Photo courtesy of Wikimedia Commons
ARRIVAL OF HAN SETTLERS
Last week’s Taiwan in Time column explored the life of Huang Shih-chieh (黃世傑), who led the first Han settlers into Jhucian territory and triggered waves of massive Han immigration. Although things were reportedly peaceful at first, the Taokas quickly became marginalized due to the loss of their original way of life, and were either forced out of the area or assimilated into Han culture.
The Qing gave them special rights as “cooked savages” (熟番) who were considered more civilized and subservient to the government, and the seven families continued to do fairly well until the mid-19th century. This week’s column explores what life was like for these Taokas, who despite adopting Han culture, retained aspects of their identity and ancestral memory.
Photo courtesy of Wikimedia Commons
Records show that the traditional territory of the Jhucian Taokas stretched from Yanshuei River (鹽水溪) in southern Hsinchu County to Shezi River (社子溪) in southern Taoyuan City.
After Wang established two extensive settlements in today’s Hsinchu City area, in 1732 another group founded Maoerding Village (貓兒錠). The land contract explains that the Taokas were having trouble paying their taxes (which were heavier than those paid by the Han settlers) due to the decline of deer in the area, and they also didn’t have enough funds to build proper irrigation systems to farm. The contract stated that it was better that the land was farmed by the Han, who would pay the Taokas’ taxes. Much land was acquired this way, taking advantage of the Taokas’ hardships.
The Qing eventually reduced taxes for the Taokas who took up farming, and they banded together in the Han-type settlement of Jhucian. It was officially designated a she (社), which indicates an indigenous village. They were allowed to settle in an area between the Han settlements and the hostile “raw barbarians” further to the east, and Han settlers were forbidden from encroaching. They were also granted special tax-free land renting rights in these areas.

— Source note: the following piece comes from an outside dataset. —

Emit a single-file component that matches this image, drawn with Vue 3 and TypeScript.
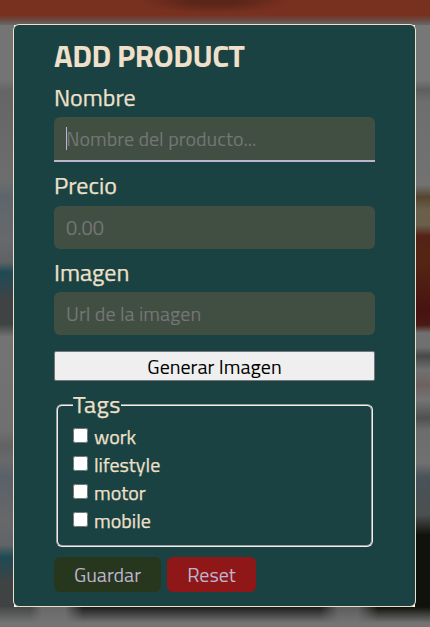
<script setup lang="ts">
import { onMounted, reactive, ref } from 'vue'

interface Product {
  nombre: string
  precio: string
  imagen: string
  tags: string[]
}

const tags: string[] = ['work', 'lifestyle', 'motor', 'mobile']
const product = reactive<Product>({ nombre: '', precio: '', imagen: '', tags: [] })
const nameInput = ref<HTMLInputElement | null>(null)

function reset(): void {
  Object.assign(product, { nombre: '', precio: '', imagen: '', tags: [] })
}

onMounted(() => nameInput.value?.focus())
</script>

<template>
  <div class="page">
    <form class="dialog" @submit.prevent @reset="reset">
      <h1 class="title">ADD PRODUCT</h1>

      <label class="label nombre" for="nombre">Nombre</label>
      <div class="control active">
        <span class="caret"></span>
        <input id="nombre" ref="nameInput" v-model="product.nombre" class="field field-name" type="text" placeholder="Nombre del producto..." />
      </div>

      <label class="label precio" for="precio">Precio</label>
      <input id="precio" v-model="product.precio" class="field" type="text" placeholder="0.00" />

      <label class="label imagen" for="imagen">Imagen</label>
      <input id="imagen" v-model="product.imagen" class="field field-url" type="text" placeholder="Url de la imagen" />

      <button class="generate" type="button">Generar Imagen</button>

      <fieldset class="tags">
        <legend>Tags</legend>
        <label v-for="tag in tags" :key="tag" class="tag">
          <input v-model="product.tags" type="checkbox" :value="tag" />
          <span>{{ tag }}</span>
        </label>
      </fieldset>

      <div class="actions">
        <button class="save" type="submit">Guardar</button>
        <button class="reset" type="reset">Reset</button>
      </div>
    </form>
  </div>
</template>

<style>
body {
  overflow: hidden;
}
</style>

<style scoped>
.page {
  box-sizing: border-box;
  width: 430px;
  height: 627px;
  padding: 24px 14px 20px 13px;
  font-family: 'Titillium Web', Roboto, sans-serif;
  background:
    radial-gradient(ellipse 75px 13px at 214px 0, #5a261a 0 35%, transparent) 0 0 / 430px 15px no-repeat,
    linear-gradient(#78301f 0 15px, #6a4a42 20px, #686868 25px) 0 0 / 430px 25px no-repeat,
    linear-gradient(transparent, #747474 16px) 0 607px / 430px 20px no-repeat,
    linear-gradient(90deg, #454646 0 30px, #686868 42px 65px, #1b1c1b 83px 320px, #5c5c5c 338px 358px, #12120c 378px) 0 607px / 430px 20px no-repeat,
    linear-gradient(#747474 24px 80px, #656565 90px, #6d6d6d 180px, #5d666d 196px, #67696b 240px, #5f6265 262px, #1f4a54 272px, #2c4850 285px, #3f4343 298px 324px, #737373 337px, #707070 430px, #626262 446px, #68696a 460px, #596169 477px, #676869 520px, #606468 545px, #1f4a54 557px, #3f4343 582px 627px) 0 0 / 14px 627px no-repeat,
    linear-gradient(#777 24px 80px, #5f5f5f 90px, #6f6e6f 102px, #727272 185px, #55452f 197px, #6b5f4c 210px 225px, #552215 236px, #552613 260px, #481210 312px, #4a1a15 325px, #707070 333px 347px, #484848 356px, #707070 370px, #6e6260 385px, #747474 400px, #505050 418px, #6c6c6c 430px, #707070 463px, #495359 477px, #4b4f4f 515px, #12120c 535px 627px) 100% 0 / 15px 627px no-repeat;
}

.dialog {
  box-sizing: border-box;
  display: flex;
  flex-direction: column;
  height: 583px;
  padding: 11px 40px 14px;
  border: 1px solid #eee0c9;
  border-radius: 6px;
  background: #1b4242;
  color: #eee0cb;
}

.title {
  flex: none;
  height: 41px;
  margin: 0;
  font-size: 31px;
  line-height: 40px;
  font-weight: 700;
  letter-spacing: -0.5px;
  white-space: nowrap;
}

.label {
  flex: none;
  height: 40px;
  font-size: 24px;
  line-height: 41px;
  -webkit-text-stroke: 0.25px #eee0cb;
}

.precio {
  height: 44px;
  line-height: 46px;
}

.imagen {
  height: 43px;
  line-height: 46px;
}

.control {
  position: relative;
  flex: none;
  height: 45px;
}

.caret {
  position: absolute;
  left: 12px;
  top: 10px;
  width: 1px;
  height: 23px;
  background: #bdb4d0;
}

.field {
  box-sizing: border-box;
  flex: none;
  display: block;
  width: 100%;
  height: 43px;
  padding: 0 12px;
  border: 0;
  border-radius: 6px;
  outline: none;
  background: #414f43;
  color: #bdb4d0;
  caret-color: transparent;
  font: 20px 'Titillium Web', Roboto, sans-serif;
}

.field::placeholder {
  color: #757575;
  opacity: 1;
}

.active .field {
  height: 45px;
  border-bottom: 2px solid #bdb4d0;
  border-radius: 6px 6px 0 0;
}

.generate {
  box-sizing: border-box;
  flex: none;
  height: 30px;
  margin: 16px 0 0;
  padding: 2px 0 0;
  border: 1px solid #767676;
  border-radius: 2px;
  background: #efefef;
  color: #000;
  font: 20px/26px 'Titillium Web', Roboto, sans-serif;
}

.tags {
  box-sizing: border-box;
  flex: none;
  height: 156px;
  margin: 10px 2px 0;
  padding: 2px 15px 0;
  border: 2px groove #f0f0f0;
  border-radius: 6px;
}

.tags legend {
  height: 28px;
  padding: 0;
  font-size: 24px;
  line-height: 26px;
  letter-spacing: 0.5px;
  -webkit-text-stroke: 0.25px #eee0cb;
}

.tag {
  display: flex;
  align-items: center;
  height: 28px;
  gap: 6px;
  font-size: 20px;
  line-height: 28px;
  -webkit-text-stroke: 0.25px #eee0cb;
}

.tag span {
  padding-top: 3px;
}

.tag input {
  flex: none;
  width: 15px;
  height: 15px;
  margin: 0;
}

.actions {
  display: flex;
  gap: 6px;
  margin-top: 10px;
}

.actions button {
  height: 35px;
  padding: 0;
  border: 0;
  border-radius: 6px;
  color: #bdb4d0;
  font: 20px/35px 'Titillium Web', Roboto, sans-serif;
}

.actions .save {
  width: 107px;
  background: #26371d;
}

.actions .reset {
  width: 89px;
  background: #8f1717;
}
</style>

Photo courtesy of Wikimedia Commons
The village remained in the Hsinchu City area until 1749, when floods forced them to relocate northward to the Jhubei area. About 400 Taokas thrived here as hunters and farmers, and they expanded to the east and north while renting much land to Hakka settlers.
ASSIMILATION
At first, Han interpreters served as go-betweens to the Taokas chiefs and Han leaders. There are cases of them abusing their power and seizing indigenous land, but they were important figures to both communities. By 1753, enough Taokas had learned Chinese that they took on the position themselves. They started commonly using Han surnames around this time but retained their indigenous names; these later morphed into hybrid names and only became fully Han in the 1800s.
After helping the Qing quell the Lin Shuang-wen (林爽文) rebellion in 1788, many Taokas were enlisted as civilian guards and were given land to farm around their posts in the foothills to the east.

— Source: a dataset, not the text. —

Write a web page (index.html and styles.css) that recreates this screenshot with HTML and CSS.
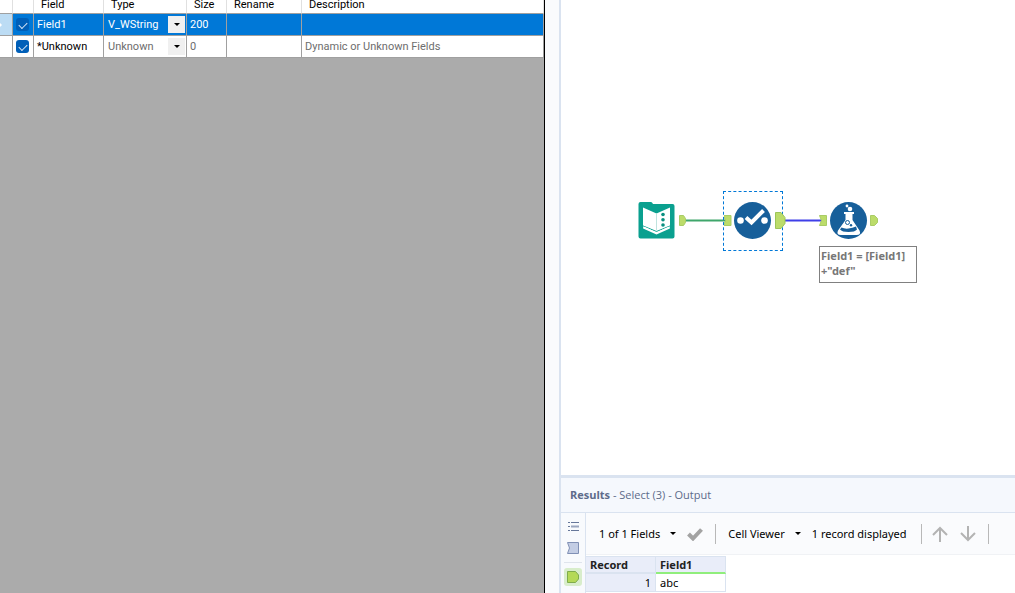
FILE: index.html
```html
<!DOCTYPE html>
<html lang="en">
<head>
    <meta charset="UTF-8">
    <meta name="viewport" content="width=device-width, initial-scale=1.0">
    <title>Select (3) - Output</title>
    <link rel="stylesheet" href="styles.css">
</head>
<body>
    <div class="app">
        <section class="config">
            <table class="fields">
                <colgroup>
                    <col class="col-marker">
                    <col class="col-check">
                    <col class="col-field">
                    <col class="col-type">
                    <col class="col-size">
                    <col class="col-rename">
                    <col>
                </colgroup>
                <thead>
                    <tr>
                        <th></th>
                        <th></th>
                        <th>Field</th>
                        <th>Type</th>
                        <th>Size</th>
                        <th>Rename</th>
                        <th>Description</th>
                    </tr>
                </thead>
                <tbody>
                    <tr class="selected">
                        <td class="marker"><svg width="12" height="10" viewBox="0 0 12 10"><path d="M0 3l2 2-2 2z" fill="#fff"/></svg></td>
                        <td class="check"><input type="checkbox" aria-label="Include Field1" checked></td>
                        <td>Field1</td>
                        <td class="type">
                            <div class="type-box">
                                <select aria-label="Type of Field1"><option>V_WString</option></select>
                            </div>
                        </td>
                        <td>200</td>
                        <td></td>
                        <td></td>
                    </tr>
                    <tr class="unknown">
                        <td class="marker"></td>
                        <td class="check"><input type="checkbox" aria-label="Include unknown fields" checked></td>
                        <td class="name">*Unknown</td>
                        <td class="type">
                            <div class="type-box">
                                <select aria-label="Type of unknown fields"><option>Unknown</option></select>
                            </div>
                        </td>
                        <td>0</td>
                        <td></td>
                        <td>Dynamic or Unknown Fields</td>
                    </tr>
                </tbody>
            </table>
        </section>

        <main class="work">
            <section class="canvas">
                <!-- connections -->
                <svg class="wires" width="330" height="60" viewBox="0 0 330 60">
                    <path d="M46 29.500h46" stroke="#3fa66b" stroke-width="2"/>
                    <path d="M146 29.500h40" stroke="#3f3fe8" stroke-width="2"/>
                </svg>

                <div class="tool tool-input">
                    <svg width="50" height="40" viewBox="0 0 50 40">
                        <path d="M2.500 1h10.500q1 0 2 2h19.500q2 0 2 2v30.500q0 2-2 2H2.500q-2 0-2-2V3q0-2 2-2z" fill="#0aa08f"/>
                        <path d="M5 6.500l13.500 6 13.500-6v20l-13.500 6-13.500-6z" fill="#fff"/>
                        <path d="M18.500 12.500v17" stroke="#bfe3de" stroke-width="1"/>
                        <path d="M4 24.500l14.500 6 14.500-6" fill="none" stroke="#0aa08f" stroke-width="1"/>
                        <path d="M5.500 26.500l13 6 13-6" fill="none" stroke="#fff" stroke-width="2"/>
                        <circle cx="25" cy="13.500" r="1.800" fill="#0a8f80"/>
                        <circle cx="25" cy="18.800" r="1.800" fill="#0a8f80"/>
                        <circle cx="25" cy="24" r="1.800" fill="#0a8f80"/>
                        <path d="M41.500 14.500h4l2 3v4l-2 3h-4z" fill="#bcdc6a" stroke="#a9cc66"/>
                    </svg>
                </div>

                <div class="tool tool-select">
                    <svg width="64" height="58" viewBox="0 0 64 58">
                        <path d="M-.5 23.500h7.500v10h-7.500l2-5z" fill="#bcdc6a" stroke="#a9cc66"/>
                        <circle cx="28.500" cy="28.500" r="18.500" fill="#175f9a"/>
                        <circle cx="16.500" cy="28.500" r="3.300" fill="#fff"/>
                        <circle cx="40.500" cy="28.500" r="3.300" fill="#fff"/>
                        <path d="M22 25.500l5.500 5 12-12" fill="none" stroke="#fff" stroke-width="4"/>
                        <path d="M51.500 20.500h5.500l4 5v6l-4 5h-5.500z" fill="#bcdc6a" stroke="#9cc558"/>
                    </svg>
                </div>

                <div class="tool tool-formula">
                    <svg width="60" height="40" viewBox="0 0 60 40">
                        <path d="M.5 14.500h7v10h-7l2-5z" fill="#bcdc6a" stroke="#a9cc66"/>
                        <circle cx="29.500" cy="19.500" r="18.500" fill="#175f9a"/>
                        <circle cx="28" cy="5" r="1.400" fill="#fff"/>
                        <circle cx="31" cy="8" r="2.300" fill="#fff"/>
                        <path d="M25 11h10v2h-1.500v6l7 10.500q2 4.500-3 4.500H22q-5 0-3-4.500l7.500-10.500v-6H25z" fill="#fff"/>
                        <path d="M22.500 26.500q3 1.500 7 1t7.500-2l1 3q-2 2.500-8.500 2.500t-8.500-2.500z" fill="#175f9a"/>
                        <circle cx="28.500" cy="21.500" r="2" fill="#fff" stroke="#175f9a"/>
                        <circle cx="32" cy="24.200" r="1.200" fill="#175f9a"/>
                        <path d="M51.500 14.500h4l3 3v4l-3 3h-4z" fill="#bcdc6a" stroke="#a9cc66"/>
                    </svg>
                </div>
                <div class="note">Field1 = [Field1]<br>+"def"</div>
            </section>

            <section class="results">
                <header class="results-title"><strong>Results</strong> - Select (3) - Output</header>
                <div class="results-body">
                    <nav class="side">
                        <button type="button" aria-label="Messages">
                            <svg width="12" height="12" viewBox="0 0 12 12" stroke="#66779a">
                                <path d="M1 2.500h2M1 6.500h2M1 10.500h2M4 2.500h8M4 10.500h8"/>
                                <path d="M4 6.500h8" stroke="#9aa6bf" stroke-width="2"/>
                            </svg>
                        </button>
                        <button type="button" aria-label="Input anchor">
                            <svg width="12" height="12" viewBox="0 0 12 12"><path d="M.5.5h11v11H.5l2-5.500z" fill="#c3cde4" stroke="#8090b5"/></svg>
                        </button>
                        <hr>
                        <button type="button" class="active" aria-label="Output anchor">
                            <svg width="14" height="12" viewBox="0 0 14 12"><path d="M1.500.5h8l3 3.500v4l-3 3.500h-8z" fill="#b4d957" stroke="#7fac4c"/></svg>
                        </button>
                    </nav>
                    <div class="data">
                        <div class="toolbar">
                            <button type="button" class="menu fields-menu">1 of 1 Fields</button>
                            <button type="button" class="icon apply" aria-label="Apply">
                                <svg width="16" height="14" viewBox="0 0 16 14"><path d="M1.500 7l4.500 4.500 8.500-9" fill="none" stroke="#a3a3a3" stroke-width="4"/></svg>
                            </button>
                            <span class="divider"></span>
                            <button type="button" class="menu viewer-menu">Cell Viewer</button>
                            <span class="count">1 record displayed</span>
                            <span class="divider"></span>
                            <button type="button" class="icon up" aria-label="Previous">
                                <svg width="16" height="16" viewBox="0 0 16 16"><path d="M8 16V2M1 9l7-7 7 7" fill="none" stroke="#b3b3b3" stroke-width="2"/></svg>
                            </button>
                            <button type="button" class="icon down" aria-label="Next">
                                <svg width="16" height="16" viewBox="0 0 16 16"><path d="M8 0v14M1 7l7 7 7-7" fill="none" stroke="#b3b3b3" stroke-width="2"/></svg>
                            </button>
                            <span class="divider"></span>
                        </div>
                        <table class="records">
                            <thead>
                                <tr><th>Record</th><th class="ok">Field1</th></tr>
                            </thead>
                            <tbody>
                                <tr><td class="num">1</td><td>abc</td></tr>
                            </tbody>
                        </table>
                    </div>
                </div>
            </section>
        </main>
    </div>
</body>
</html>
```
FILE: styles.css
```css
* {
    box-sizing: border-box;
}
body {
    margin: 0;
    font-family: "Noto Sans", "Open Sans", sans-serif;
    font-size: 11px;
    color: #000;
    background-color: #fff;
}
button {
    border: none;
    padding: 0;
    background: none;
    font: inherit;
    color: inherit;
}
svg {
    display: block;
}
.app {
    display: grid;
    grid-template-columns: 109fr 94fr;
    height: 100vh;
    overflow: hidden;
}

/* field configuration */
.config {
    background-color: #ababab;
    border-right: 1px solid #000;
    overflow: hidden;
}
.fields {
    width: 100%;
    margin-top: -8px;
    table-layout: fixed;
    border-collapse: separate;
    border-spacing: 0;
    font-family: Roboto, "Liberation Sans", sans-serif;
    font-size: 11px;
    line-height: 14px;
}
.col-marker {
    width: 13px;
}
.col-check {
    width: 21px;
}
.col-field {
    width: 70px;
}
.col-type {
    width: 83px;
}
.col-size {
    width: 40px;
}
.col-rename {
    width: 75px;
}
.fields th {
    height: 22px;
    padding: 0 0 1px 7px;
    background-color: #fff;
    border-right: 1px solid #e0e0e0;
    border-bottom: 1px solid #a0a0a0;
    font-weight: normal;
    text-align: left;
    vertical-align: bottom;
}
.fields td {
    height: 22px;
    padding: 1px 3px 0;
    background-color: #fff;
    border-right: 1px solid #a0a0a0;
    border-bottom: 1px solid #a0a0a0;
}
.fields .selected td {
    background-color: #0078d7;
    color: #fff;
}
.fields .unknown td {
    color: #6d6d6d;
}
.fields .unknown .name {
    color: #000;
}
.fields .marker,
.fields .check,
.fields .type {
    padding: 0;
}
.fields .selected .marker {
    background-color: #bcdcf4;
}
.check input {
    appearance: none;
    display: block;
    position: relative;
    width: 13px;
    height: 13px;
    margin: 0 3px;
    border-radius: 3px;
    background-color: #005fb8;
}
.check input::after {
    content: "";
    position: absolute;
    left: 3px;
    top: 4px;
    width: 7px;
    height: 4px;
    border-left: 1px solid #d5e4f4;
    border-bottom: 1px solid #d5e4f4;
    transform: rotate(-45deg);
}
.type-box {
    display: flex;
    position: relative;
    height: 21px;
}
.type-box select {
    appearance: none;
    flex: 1;
    border: none;
    padding: 1px 4px 0;
    background: linear-gradient(#f0f0f0, #f0f0f0) right 1px center / 17px 17px no-repeat;
    font: inherit;
    color: inherit;
}
.type-box::after,
.menu::after {
    content: "";
    border: 3px solid transparent;
    border-top-color: #000;
    border-bottom: none;
}
.type-box::after {
    position: absolute;
    right: 6px;
    top: 9px;
}

/* workflow */
.work {
    display: flex;
    flex-direction: column;
    min-width: 0;
    margin-left: 14px;
    border-left: 2px solid #dae3f0;
    box-shadow: -14px 0 #fafbfd;
}
.canvas {
    position: relative;
    flex: 1;
    background-color: #fff;
}
.wires,
.tool,
.note {
    position: absolute;
}
.wires {
    left: 77px;
    top: 191px;
}
.tool-input {
    left: 77px;
    top: 201px;
}
.tool-select {
    left: 162px;
    top: 191px;
    width: 60px;
    height: 60px;
    border: 1px dashed #0078d7;
}
.tool-formula {
    left: 258px;
    top: 201px;
}
.note {
    left: 258px;
    top: 246px;
    width: 98px;
    padding: 1px 1px 4px;
    border: 1px solid #808080;
    background-color: #fff;
    color: #777;
    font-size: 11px;
    font-weight: bold;
    line-height: 15px;
}

/* results */
.results {
    border-top: 3px solid #dae3f0;
}
.results-title {
    height: 35px;
    padding-left: 9px;
    border-bottom: 1px solid #dae3f0;
    background-color: #f5f8fd;
    color: #5d6b8a;
    font-family: "Open Sans", sans-serif;
    font-size: 11px;
    line-height: 34px;
}
.results-body {
    display: flex;
    height: 80px;
}
.side {
    display: flex;
    flex-direction: column;
    align-items: center;
    gap: 4px;
    width: 25px;
    padding-top: 4px;
    border-right: 1px solid #dae3f0;
    background-color: #f8fafd;
}
.side button {
    display: flex;
    align-items: center;
    justify-content: center;
    width: 18px;
    height: 18px;
    border-radius: 3px;
}
.side .active {
    background-color: #d8edcb;
}
.side hr {
    width: 18px;
    margin: 1px 0;
    border: none;
    border-top: 1px solid #dfe4ec;
}
.data {
    flex: 1;
    min-width: 0;
}
.toolbar {
    display: flex;
    align-items: center;
    height: 42px;
    padding-left: 13px;
    border-bottom: 1px solid #f0f2f5;
    background-color: #fafbfd;
    white-space: nowrap;
}
.menu {
    display: flex;
    align-items: center;
    gap: 10px;
}
.apply {
    margin: 0 12px 0 11px;
}
.divider {
    width: 1px;
    height: 20px;
    background-color: #b8b8b8;
}
.viewer-menu {
    margin: 0 11px 0 12px;
}
.count {
    margin-right: 14px;
}
.up {
    margin: 0 12px 0 10px;
}
.down {
    margin-right: 12px;
}
.records {
    width: 140px;
    margin-top: 1px;
    table-layout: fixed;
    border-collapse: separate;
    border-spacing: 0;
    font-size: 11px;
    line-height: 15px;
}
.records th,
.records td {
    height: 18px;
    padding: 0 4px;
    border-right: 1px solid #dae3f0;
    border-bottom: 1px solid #dae3f0;
    text-align: left;
}
.records th {
    border-top: 1px solid #dae3f0;
    border-bottom-width: 2px;
    background-color: #e9edf9;
    color: #222;
}
.records .ok {
    border-bottom-color: #90ee7c;
}
.records .num {
    background-color: #e9edf9;
    text-align: right;
}
```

Wei A-kuei (衛阿貴) founded Sinsing Village (新興庄) in today’s Guansi Township (關西) under this system around 1794, and invited large numbers of Hakkas to help farm the land. Stuck between the powerful Hoklo by the coast and hostile indigenous in the mountains, Taokas often worked with Hakkas, and the two often teamed up together to help the Qing defeat Hoklo rebels. There was much intermarriage between the two groups, speeding up the cultural loss.
This was the last wave of Taokas expansion, and things started to go downhill for them in the 1800s.
LOSING THE LAND
Government protection toward “cooked savages” started to wane under the Jiaqing Emperor, who took the throne in 1796. Between 1796 and 1850, the Taokas lost a great deal of land in the reserved zone to Han settlers. Lacking capital and manpower, they were also burdened by taxes and duties as border guards, and they could no longer compete.
Much of the land was lost as collateral as they borrowed money from Han loan sharks and were unable to pay it back due to high interest rates. In addition, many Taokas landowners permanently lost their lands to the Han farmers because they could not pay back the deposit when the contract was up. Other lands were lost by more dubious means.
Interestingly, future Taokas chief Wei Pi-kuei (衛壁奎) sold his house and land to a Han farmer to fund his trip to the capital to take the imperial examinations. The final decades of Qing rule were chaotic due to heavy fighting between rival Han settlements, and the Taokas scattered further.
The final blow was the Japanese revoking their renting rights in 1904. Since there was no more benefit to identifying as indigenous, many registered as Han during the following colonial census to avoid discrimination. Young people sought opportunities in other areas, blending into Hakka society as “Pingpuke” (平埔客).
Despite their dispersal, descendants of the seven families never forgot to worship their ancestors at Caitian Fudi. Today, they have clan associations in the Taoyuan, Hsinchu and Miaoli areas, as well as Taipei and Kaohsiung.
Per Han tradition, the seven families kept detailed genealogy books, which often emphasized Confucian values. Their indigenous identity is apparent, if not explicit, through the family histories. For example, a Chien family book from the early 1900s states that they only learned the importance of family names and ancestor veneration after they “received” the seven surnames. It also notes that their original home was a she — only used for indigenous villages.
It gets more specific as time passes: the Liao family book from 1973 states, “Our ancestors are fan (“savages”), and only during Cheng Cheng-kung’s (鄭成功) rule of Taiwan did we submit to the Chinese, began using Chinese surnames and intermarried with Chinese.”
Many Jhucian descendants interviewed in the book Modern Self Identities of the Pingpu People of Jhucian Village (當代平埔竹塹社的族群認同) state that while they identify as Hakka, they know they have indigenous ancestry, but don’t know which exact people.
Recent publications spell things out clearly. The Wei family book published in 2000 begins with: “The ancestors of the Weis are indigenous Pingpu Taiwanese … Taokas who lived in the Hsinchu area.”